For there is a love that does not change or die or fail, a truth that does not shatter to the touch, a Father who is not remote or uncaring. Like David, we have been made for love — not programmed, as David was, for we are not slaves to programming — but made for love, made for God, and are no more capable of true joy and peace apart from God than was David apart from Monica.

And our need for love isn’t hopeless like David’s. David’s need to be loved by whomever he bonded to (in this case Monica) was a terrible, arbitrary dependency imposed upon him through human fault; and Monica could not ultimately love David as he needed her to. But our need for God is as natural and necessary as our need for food and water or air and sleep; and, as surely as food fills our belly or air fills our lungs, God really can fill, and fill forever, the God-shaped hole in our hearts.

God doesn’t wait somewhere far away for us to find him, nor does he ask us to wait endlessly in some prison praying for a revelation that never comes. Rather, in the Church he beckons us out of our prison into communion with him. Nay more, he enters into our prison and sets us free.

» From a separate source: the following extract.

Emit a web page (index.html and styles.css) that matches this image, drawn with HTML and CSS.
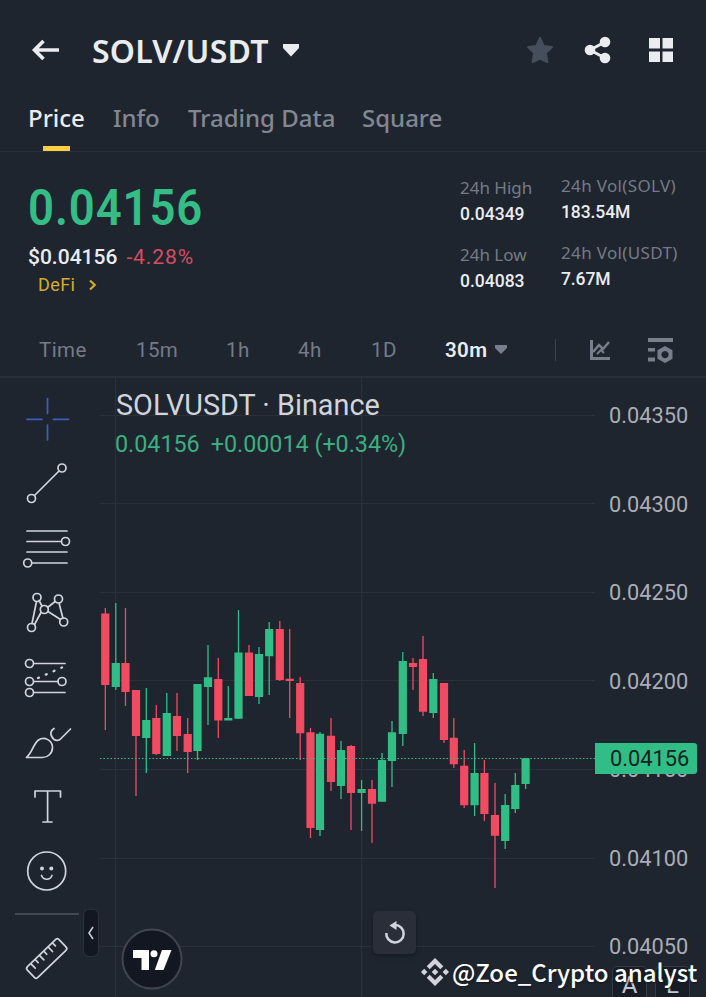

In A.I., it’s the super-mechas — David’s own brethren, more advanced and enlightened than he, but ultimately just as empty and lonely — who free him from the undersea craft. The mechas are ourselves; the picture is of man being set free by man. Yet A.I. doesn’t pretend that this “freedom” is anything other than another sort of prison, or that whatever illusions of happiness it may offer are any more real than the illusion of hope David had trapped in the craft.

Steven Spielberg’s films sometimes bespeak a genuine spiritual hunger. A.I. bespeaks the moral and spiritual famine of our age. May it sharpen the hunger of all who see it — and all who were involved in its making — that they might seek out the true food. The false Blue-Fairy hope shattered in this film is only a caricature of a living reality, and there are welcoming arms that are not dead wood, loving eyes that are not painted on, a mother’s ears that hear our prayers.

Mary, Star of the Sea, ora pro nobis.